About the Production
Thomas Graal's Best Film was made during the peak of Sweden's internationally admired silent-era cinema, when Svenska Biografteatern was producing visually refined feature films for both domestic and export markets. The film is notable for its self-reflexive premise about screenwriting and filmmaking, which was relatively sophisticated for 1917 and reflects the industry's growing awareness of cinema as an art form and a business. Surviving information indicates that approximately 31 minutes of the original running time are missing and presumed lost, making the film fragmentary in its extant form. As with many Swedish silent productions of the period, contemporary documentation is incomplete, so precise budget, earnings, and some production specifics are not reliably recorded.
Historical Background
The film was made in 1917, near the end of the First World War, a period when Sweden remained neutral but was still affected by wartime shortages, social change, and the shifting international film market.
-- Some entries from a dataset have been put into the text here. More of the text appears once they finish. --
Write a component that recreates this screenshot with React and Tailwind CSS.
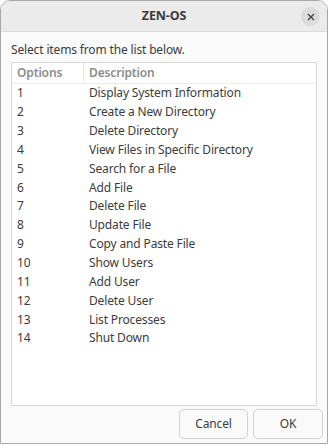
import React from 'react';

const items = [
  'Display System Information',
  'Create a New Directory',
  'Delete Directory',
  'View Files in Specific Directory',
  'Search for a File',
  'Add File',
  'Delete File',
  'Update File',
  'Copy and Paste File',
  'Show Users',
  'Add User',
  'Delete User',
  'List Processes',
  'Shut Down',
];

export default function App() {
  return (
    <div className="w-[329px] h-[445px] bg-white" style={{ fontFamily: '"Noto Sans", "Open Sans", sans-serif' }}>
      <div className="w-[328px] h-[444px] flex flex-col rounded-t-[10px] border border-[#a8a8a8] bg-[#fafafa] overflow-hidden text-[#3c3c3c] tracking-[-0.15px]">
        {/* title bar */}
        <div className="h-[31px] shrink-0 flex items-center justify-center relative bg-[#ebebeb] border-b border-[#dcdcdc]">
          <span className="text-[12.5px] font-bold">ZEN-OS</span>
          <button className="absolute right-[7px] top-[6px] w-[19px] h-[19px] rounded-full bg-[#dcdcdc] flex items-center justify-center text-[#444]">
            <svg width="8" height="8" viewBox="0 0 8 8">
              <path d="M1 1L7 7M7 1L1 7" stroke="currentColor" strokeWidth="1.4" />
            </svg>
          </button>
        </div>

        <div className="flex-1 flex flex-col px-[10px] pt-[9px] pb-[4px]">
          <div className="text-[12px] leading-[18px]">Select items from the list below.</div>
          <div className="mt-[3px] h-[344px] border border-[#d6d6d6] bg-white text-[12px]">
            <div className="flex h-[21px] items-center border-b border-[#ececec] text-[#8c8c8c] font-semibold">
              <div className="w-[72px] pl-[5px] border-r border-[#e6e6e6] h-full flex items-center">Options</div>
              <div className="pl-[5px]">Description</div>
            </div>
            {items.map((d, i) => (
              <div key={i} className="flex h-[18.85px] items-center">
                <div className="w-[72px] pl-[5px]">{i + 1}</div>
                <div className="pl-[5px]">{d}</div>
              </div>
            ))}
          </div>
          <div className="mt-auto flex justify-end gap-[5px] mr-[-6px]">
            <button className="w-[69px] h-[30px] rounded-[5px] border border-[#d2d2d2] bg-[#fafafa] text-[12px]">Cancel</button>
            <button className="w-[70px] h-[30px] rounded-[5px] border border-[#d2d2d2] bg-[#fafafa] text-[12px]">OK</button>
          </div>
        </div>
      </div>
    </div>
  );
}
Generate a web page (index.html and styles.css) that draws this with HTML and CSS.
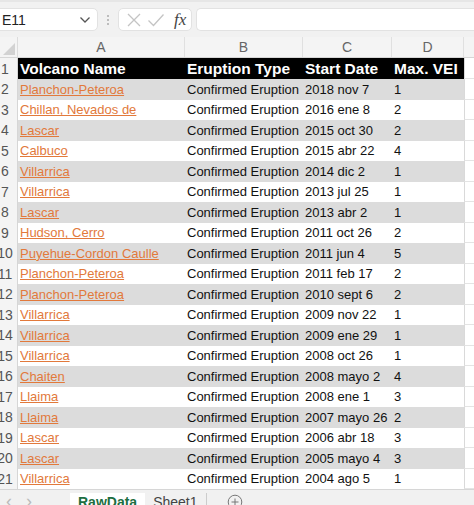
FILE: index.html
```html
<!DOCTYPE html>
<html>
<head>
<meta charset="utf-8">
<link rel="stylesheet" href="styles.css">
</head>
<body>
<div class="app">
  <div class="formula-bar">
    <div class="namebox">
      <span class="cellref">E11</span>
      <svg class="chev" width="12" height="8" viewBox="0 0 12 8"><path d="M1.5 1.5 L6 6 L10.5 1.5" fill="none" stroke="#555" stroke-width="1.3"/></svg>
    </div>
    <div class="dots"><span></span><span></span><span></span></div>
    <div class="fxbox">
      <svg width="16" height="16" viewBox="0 0 16 16"><path d="M2 2 L14 14 M14 2 L2 14" stroke="#c4c4c4" stroke-width="1.3" fill="none"/></svg>
      <svg width="18" height="16" viewBox="0 0 18 16"><path d="M1.5 8.5 L6.5 13.5 L16.5 2.5" stroke="#c4c4c4" stroke-width="1.3" fill="none"/></svg>
      <span class="fx">fx</span>
    </div>
    <div class="input"></div>
  </div>

  <div class="colheads">
    <div class="corner"><span class="tri"></span></div>
    <div class="ch">A</div>
    <div class="ch">B</div>
    <div class="ch">C</div>
    <div class="ch">D</div>
    <div class="ch last"></div>
  </div>

  <div class="sheet">
    <div class="row head"><div class="rn"><span>1</span></div><div class="c">Volcano Name</div><div class="c">Eruption Type</div><div class="c">Start Date</div><div class="c">Max. VEI</div><div class="e"></div></div>
    <div class="row g"><div class="rn"><span>2</span></div><div class="c"><a>Planchon-Peteroa</a></div><div class="c">Confirmed Eruption</div><div class="c">2018 nov 7</div><div class="c">1</div><div class="e"></div></div>
    <div class="row"><div class="rn"><span>3</span></div><div class="c"><a>Chillan, Nevados de</a></div><div class="c">Confirmed Eruption</div><div class="c">2016 ene 8</div><div class="c">2</div><div class="e"></div></div>
    <div class="row g"><div class="rn"><span>4</span></div><div class="c"><a>Lascar</a></div><div class="c">Confirmed Eruption</div><div class="c">2015 oct 30</div><div class="c">2</div><div class="e"></div></div>
    <div class="row"><div class="rn"><span>5</span></div><div class="c"><a>Calbuco</a></div><div class="c">Confirmed Eruption</div><div class="c">2015 abr 22</div><div class="c">4</div><div class="e"></div></div>
    <div class="row g"><div class="rn"><span>6</span></div><div class="c"><a>Villarrica</a></div><div class="c">Confirmed Eruption</div><div class="c">2014 dic 2</div><div class="c">1</div><div class="e"></div></div>
    <div class="row"><div class="rn"><span>7</span></div><div class="c"><a>Villarrica</a></div><div class="c">Confirmed Eruption</div><div class="c">2013 jul 25</div><div class="c">1</div><div class="e"></div></div>
    <div class="row g"><div class="rn"><span>8</span></div><div class="c"><a>Lascar</a></div><div class="c">Confirmed Eruption</div><div class="c">2013 abr 2</div><div class="c">1</div><div class="e"></div></div>
    <div class="row"><div class="rn"><span>9</span></div><div class="c"><a>Hudson, Cerro</a></div><div class="c">Confirmed Eruption</div><div class="c">2011 oct 26</div><div class="c">2</div><div class="e"></div></div>
    <div class="row g"><div class="rn"><span>10</span></div><div class="c"><a>Puyehue-Cordon Caulle</a></div><div class="c">Confirmed Eruption</div><div class="c">2011 jun 4</div><div class="c">5</div><div class="e"></div></div>
    <div class="row"><div class="rn"><span>11</span></div><div class="c"><a>Planchon-Peteroa</a></div><div class="c">Confirmed Eruption</div><div class="c">2011 feb 17</div><div class="c">2</div><div class="e"></div></div>
    <div class="row g"><div class="rn"><span>12</span></div><div class="c"><a>Planchon-Peteroa</a></div><div class="c">Confirmed Eruption</div><div class="c">2010 sept 6</div><div class="c">2</div><div class="e"></div></div>
    <div class="row"><div class="rn"><span>13</span></div><div class="c"><a>Villarrica</a></div><div class="c">Confirmed Eruption</div><div class="c">2009 nov 22</div><div class="c">1</div><div class="e"></div></div>
    <div class="row g"><div class="rn"><span>14</span></div><div class="c"><a>Villarrica</a></div><div class="c">Confirmed Eruption</div><div class="c">2009 ene 29</div><div class="c">1</div><div class="e"></div></div>
    <div class="row"><div class="rn"><span>15</span></div><div class="c"><a>Villarrica</a></div><div class="c">Confirmed Eruption</div><div class="c">2008 oct 26</div><div class="c">1</div><div class="e"></div></div>
    <div class="row g"><div class="rn"><span>16</span></div><div class="c"><a>Chaiten</a></div><div class="c">Confirmed Eruption</div><div class="c">2008 mayo 2</div><div class="c">4</div><div class="e"></div></div>
    <div class="row"><div class="rn"><span>17</span></div><div class="c"><a>Llaima</a></div><div class="c">Confirmed Eruption</div><div class="c">2008 ene 1</div><div class="c">3</div><div class="e"></div></div>
    <div class="row g"><div class="rn"><span>18</span></div><div class="c"><a>Llaima</a></div><div class="c">Confirmed Eruption</div><div class="c">2007 mayo 26</div><div class="c">2</div><div class="e"></div></div>
    <div class="row"><div class="rn"><span>19</span></div><div class="c"><a>Lascar</a></div><div class="c">Confirmed Eruption</div><div class="c">2006 abr 18</div><div class="c">3</div><div class="e"></div></div>
    <div class="row g"><div class="rn"><span>20</span></div><div class="c"><a>Lascar</a></div><div class="c">Confirmed Eruption</div><div class="c">2005 mayo 4</div><div class="c">3</div><div class="e"></div></div>
    <div class="row"><div class="rn"><span>21</span></div><div class="c"><a>Villarrica</a></div><div class="c">Confirmed Eruption</div><div class="c">2004 ago 5</div><div class="c">1</div><div class="e"></div></div>
  </div>

  <div class="tabbar">
    <div class="nav"><span>‹</span><span>›</span></div>
    <div class="tab active">RawData</div>
    <div class="tab">Sheet1</div>
    <div class="add">
      <svg width="16" height="16" viewBox="0 0 16 16"><circle cx="8" cy="8" r="6.8" fill="none" stroke="#777" stroke-width="1"/><path d="M8 4.5 V11.5 M4.5 8 H11.5" stroke="#777" stroke-width="1"/></svg>
    </div>
  </div>
</div>
</body>
</html>
```

FILE: styles.css
```css
* { box-sizing: border-box; }
body {
  margin: 0;
  font-family: "Liberation Sans", Arial, sans-serif;
  background: #fff;
}
.app {
  width: 474px;
  height: 505px;
  overflow: hidden;
  display: flex;
  flex-direction: column;
}
.formula-bar {
  height: 37px;
  flex: none;
  display: flex;
  align-items: center;
  background: #f1f1f1;
  border-top: 2px solid #e6e6e6;
}
.namebox {
  width: 104px;
  height: 23px;
  margin-left: -6px;
  background: #fff;
  border: 1px solid #e2e2e2;
  border-radius: 5px;
  display: flex;
  align-items: center;
  padding-left: 7px;
  padding-right: 6px;
  font-size: 14px;
  color: #222;
}
.cellref { flex: 1; }
.dots {
  width: 20px;
  display: flex;
  flex-direction: column;
  align-items: center;
  gap: 2px;
}
.dots span {
  width: 2px;
  height: 2px;
  border-radius: 50%;
  background: #aaa;
}
.fxbox {
  width: 74px;
  height: 23px;
  background: #fff;
  border: 1px solid #e2e2e2;
  border-radius: 5px;
  display: flex;
  align-items: center;
  gap: 5px;
  padding-left: 7px;
}
.fx {
  font-family: "Liberation Serif", "Times New Roman", serif;
  font-style: italic;
  font-size: 17px;
  color: #444;
  margin-left: 4px;
}
.input {
  flex: 1;
  height: 23px;
  margin-left: 4px;
  background: #fff;
  border: 1px solid #e2e2e2;
  border-right: none;
  border-radius: 5px 0 0 5px;
}
.colheads {
  height: 21px;
  flex: none;
  display: grid;
  grid-template-columns: 18px 167px 118px 89px 72px 1fr;
  background: #f4f4f4;
  border-bottom: 1px solid #d6d6d6;
}
.corner {
  position: relative;
  border-right: 1px solid #dcdcdc;
}
.tri {
  position: absolute;
  right: 2px;
  bottom: 2px;
  width: 0;
  height: 0;
  border-left: 12px solid transparent;
  border-bottom: 12px solid #d2d2d2;
}
.ch {
  display: flex;
  align-items: center;
  justify-content: center;
  font-size: 14px;
  color: #666;
  border-right: 1px solid #e0e0e0;
}
.ch.last { border-right: none; }
.sheet {
  flex: none;
}
.row {
  height: 20.5px;
  display: grid;
  grid-template-columns: 18px 167px 118px 89px 72px 1fr;
  font-size: 13px;
  color: #111;
  background: #fff;
}
.rn {
  background: #f4f4f4;
  border-right: 1px solid #d6d6d6;
  overflow: hidden;
  display: flex;
  align-items: center;
}
.rn span {
  flex: none;
  width: 30px;
  margin-left: -10px;
  text-align: center;
  font-size: 14px;
  color: #555;
}
.c {
  display: flex;
  align-items: center;
  padding-left: 2px;
  white-space: nowrap;
  overflow: visible;
}
.row.g .c { background: #dcdcdc; }
.row.head {
  height: 21px;
}
.row.head .c {
  background: #000;
  color: #fff;
  font-weight: bold;
  font-size: 15.5px;
}
.e {
  border-left: 1px solid #d9d9d9;
  border-bottom: 1px solid #e4e4e4;
}
a {
  color: #e2793b;
  text-decoration: underline;
  text-underline-offset: 1px;
}
.tabbar {
  flex: 1;
  display: flex;
  align-items: flex-start;
  background: #f1f1f1;
  border-top: 1px solid #d6d6d6;
  padding-top: 3px;
}
.nav {
  width: 70px;
  display: flex;
  gap: 14px;
  padding-left: 6px;
  color: #bbb;
  font-size: 18px;
  line-height: 16px;
}
.tab {
  height: 20px;
  padding: 1px 8px 0;
  font-size: 14px;
  color: #444;
  border-right: 1px solid #ccc;
}
.tab.active {
  background: #fff;
  color: #1d6e41;
  font-weight: bold;
  border-right: none;
}
.add {
  padding-left: 20px;
  padding-top: 1px;
}
```
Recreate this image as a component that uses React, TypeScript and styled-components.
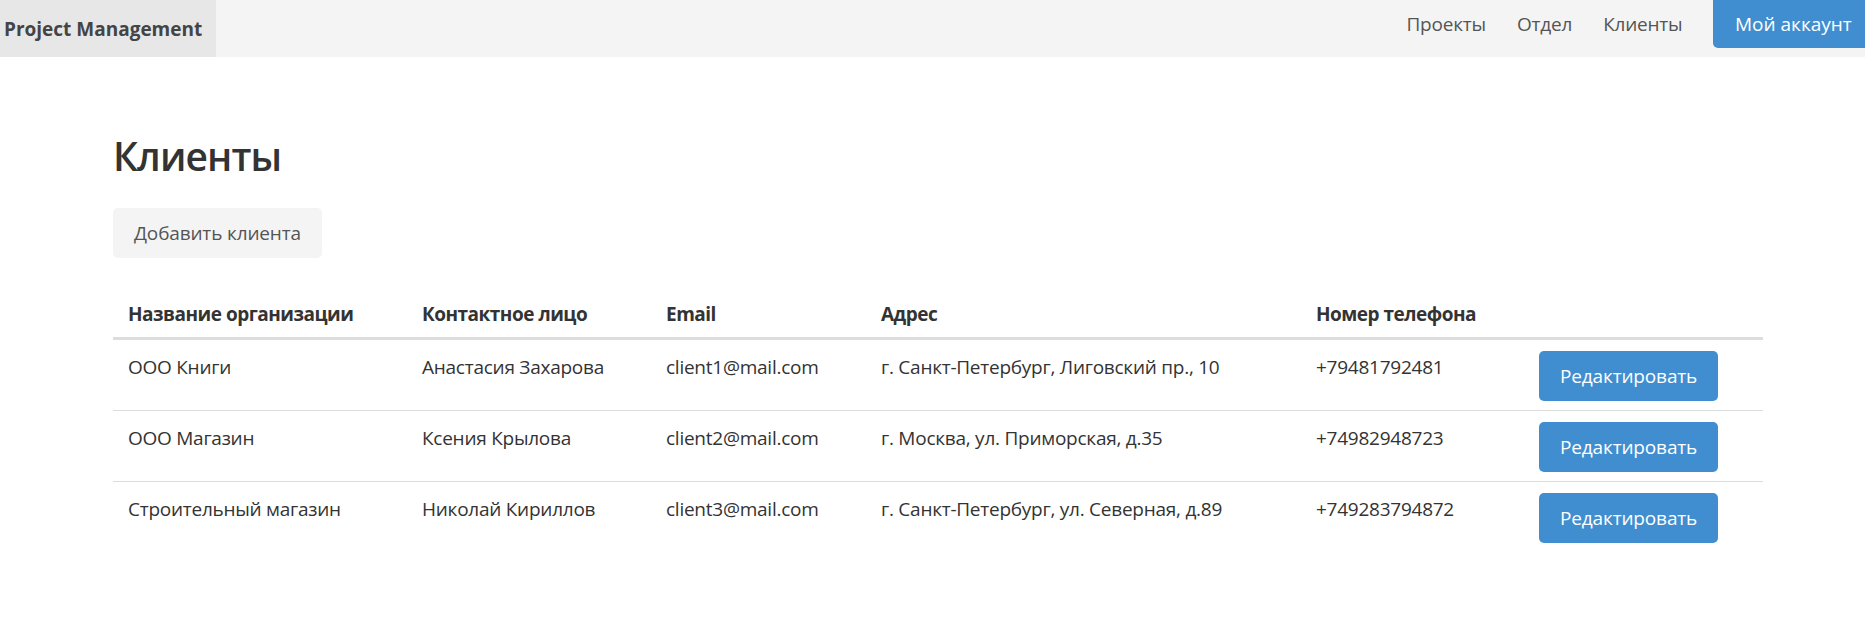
import styled, { createGlobalStyle } from "styled-components"

const GlobalStyle = createGlobalStyle`
    html, body {
        margin: 0;
        padding: 0;
        background: #ffffff;
    }
    body {
        font-family: "Open Sans", "Noto Sans", "Liberation Sans", sans-serif;
        color: #333333;
        font-size: 19px;
    }
    * {
        box-sizing: border-box;
    }
`

const Navbar = styled.nav`
    display: flex;
    align-items: stretch;
    justify-content: space-between;
    height: 57px;
    background: #f4f4f4;
    overflow: hidden;
`

const Brand = styled.a`
    display: flex;
    align-items: center;
    height: 100%;
    padding: 0 14px 0 4px;
    background: #e7e7e7;
    color: #444444;
    font-weight: 700;
    font-size: 19px;
    text-decoration: none;
`

const NavMenu = styled.ul`
    display: flex;
    align-items: flex-start;
    list-style: none;
    margin: 0 -10px 0 0;
    padding: 0;
`

const NavLink = styled.a`
    display: block;
    padding: 0 15.5px;
    line-height: 48px;
    color: #555555;
    font-size: 19px;
    letter-spacing: -0.2px;
    text-decoration: none;
`

const AccountButton = styled.a`
    display: block;
    padding: 0 22px;
    line-height: 48px;
    margin-left: 15px;
    width: 162px;
    background: #408ed0;
    color: #ffffff;
    font-size: 19px;
    border-radius: 0 0 5px 5px;
    text-decoration: none;
    white-space: nowrap;
`

const Container = styled.main`
    padding: 0 102px 0 113px;
`

const Title = styled.h1`
    margin: 77px 0 0;
    font-size: 39px;
    font-weight: 600;
    letter-spacing: -0.9px;
    line-height: 44px;
    color: #333333;
`

const Button = styled.button<{ primary?: boolean }>`
    display: inline-block;
    height: 50px;
    padding: 0 21px;
    border: none;
    border-radius: 5px;
    font-family: inherit;
    font-size: 19px;
    letter-spacing: -0.15px;
    line-height: 50px;
    cursor: pointer;
    background: ${props => (props.primary ? "#408ed0" : "#f4f4f4")};
    color: ${props => (props.primary ? "#ffffff" : "#555555")};
    white-space: nowrap;
`

const Toolbar = styled.div`
    margin-top: 30px;
`

const Table = styled.table`
    width: 100%;
    margin-top: 32px;
    border-collapse: collapse;
    table-layout: fixed;
`

const Th = styled.th<{ width: number }>`
    width: ${props => props.width}px;
    padding: 9px 15px 8px;
    text-align: left;
    font-weight: 700;
    letter-spacing: -0.5px;
    line-height: 30px;
    color: #333333;
    border-bottom: 3px solid #dddddd;
`

const Row = styled.tr`
    & + & td {
        border-top: 1px solid #dddddd;
    }
`

const Td = styled.td`
    padding: 11px 15px 9px;
    vertical-align: top;
    line-height: 32px;
    letter-spacing: -0.25px;
    white-space: nowrap;
`

const columns = [
    { title: "Название организации", width: 294 },
    { title: "Контактное лицо", width: 244 },
    { title: "Email", width: 215 },
    { title: "Адрес", width: 435 },
    { title: "Номер телефона", width: 223 },
    { title: "", width: 239 }
]

const clients = [
    {
        name: "ООО Книги",
        contact: "Анастасия Захарова",
        email: "client1@mail.com",
        address: "г. Санкт-Петербург, Лиговский пр., 10",
        phone: "+79481792481"
    },
    {
        name: "ООО Магазин",
        contact: "Ксения Крылова",
        email: "client2@mail.com",
        address: "г. Москва, ул. Приморская, д.35",
        phone: "+74982948723"
    },
    {
        name: "Строительный магазин",
        contact: "Николай Кириллов",
        email: "client3@mail.com",
        address: "г. Санкт-Петербург, ул. Северная, д.89",
        phone: "+749283794872"
    }
]

const App = () => (
    <>
        <GlobalStyle />
        <Navbar>
            <Brand href="#">Project Management</Brand>
            <NavMenu>
                <li><NavLink href="#">Проекты</NavLink></li>
                <li><NavLink href="#">Отдел</NavLink></li>
                <li><NavLink href="#">Клиенты</NavLink></li>
                <li><AccountButton href="#">Мой аккаунт</AccountButton></li>
            </NavMenu>
        </Navbar>
        <Container>
            <Title>Клиенты</Title>
            <Toolbar>
                <Button>Добавить клиента</Button>
            </Toolbar>
            <Table>
                <thead>
                    <tr>
                        {columns.map(col => (
                            <Th key={col.width} width={col.width}>{col.title}</Th>
                        ))}
                    </tr>
                </thead>
                <tbody>
                    {clients.map(client => (
                        <Row key={client.email}>
                            <Td>{client.name}</Td>
                            <Td>{client.contact}</Td>
                            <Td>{client.email}</Td>
                            <Td>{client.address}</Td>
                            <Td>{client.phone}</Td>
                            <Td>
                                <Button primary>Редактировать</Button>
                            </Td>
                        </Row>
                    ))}
                </tbody>
            </Table>
        </Container>
    </>
)

export default App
At the same time, Swedish cinema was experiencing a remarkable creative peak, with directors such as Mauritz Stiller and Victor Sjöström helping establish a style admired for its visual sophistication, psychological nuance, and location-based realism. Thomas Graal's Best Film reflects this moment by combining light comedy with an unusually modern awareness of filmmaking itself, showing that silent cinema was already beginning to think about its own processes and illusions. The film matters historically because it sits within the early development of self-reflexive screen narratives and because it belongs to a now-famous national cinema period whose influence extended well beyond Sweden.
Why This Film Matters
Although not among the most famous titles of Swedish silent cinema, Thomas Graal's Best Film is significant as an early example of a film about making films, a subject that would later become central to cinema history and self-parody. Its blend of romance, comedy, and meta-cinematic reflection helps demonstrate how sophisticated silent-era storytelling could be even in relatively short features. The participation of Mauritz Stiller and Victor Sjöström also connects the film to a foundational generation of filmmakers whose work helped define the international prestige of Scandinavian cinema. For modern historians and archivists, the film is culturally important not only for its content but also because its incomplete survival illustrates the fragility of early film heritage and the importance of preservation efforts.
Making Of
Thomas Graal's Best Film was produced in the context of Svenska Biografteatern's mature silent-era output, when Swedish filmmakers were developing a reputation for elegance, literary adaptation, and emotionally restrained performance. Mauritz Stiller was especially important in shaping this reputation, and the film's playful, self-aware treatment of a screenwriter's private life suggests a director interested in cinema's ability to mirror and reinterpret lived experience. The cast includes Victor Sjöström, whose presence is notable because he was not only an actor but also a major director; his participation points to the small, interconnected world of Swedish film production at the time. Surviving records do not provide detailed accounts of day-to-day shooting, but the incomplete preservation of the film means that modern understanding of its structure relies on archival material, surviving fragments, and historical documentation rather than a fully intact print.
Visual Style
The surviving reputation of Thomas Graal's Best Film points to the polished visual style associated with Swedish silent cinema of the 1910s: carefully composed frames, expressive acting, and a preference for emotional clarity over excessive cutting. Even without a complete print, the film is understood as part of a tradition that valued natural light, spatial coherence, and thoughtful staging, often allowing performances and mise-en-scène to carry the dramatic meaning. As a romantic comedy about a writer imagining and rewriting reality, the film likely uses visual contrast between everyday life and the created world of the screenplay to reinforce its meta-cinematic premise. The imagery typical of the period would have relied on expressive tableaus, cleanly legible gestures, and restrained but elegant camera placement.
Innovations
The film's main achievement is conceptual rather than technological: it is an early example of a movie about filmmaking and screenwriting, using a self-referential structure that was uncommon in 1917. It demonstrates the growing sophistication of silent narrative cinema in Sweden, where filmmakers were already comfortable blending genre, psychology, and reflexive humor. Its survival in fragmentary form also makes it an important archival case study, illustrating the technical and preservation challenges of nitrate-era film heritage. While no groundbreaking camera technology is specifically associated with it, its construction as a story about writing a film gives it enduring historical interest.
Music
As a silent film, Thomas Graal's Best Film originally had no synchronized recorded soundtrack. Like most releases of its era, it would have been accompanied by live music in the cinema, likely improvised or arranged from existing repertory depending on the venue. No authoritative record of a specific original commissioned score is widely documented in surviving sources. Modern presentations, if any, may use archival accompaniment or newly prepared silent-film scores, but these are separate from the film's original release.
Memorable Scenes
- Thomas impulsively kisses Bessie, triggering the romantic misunderstanding that drives the story.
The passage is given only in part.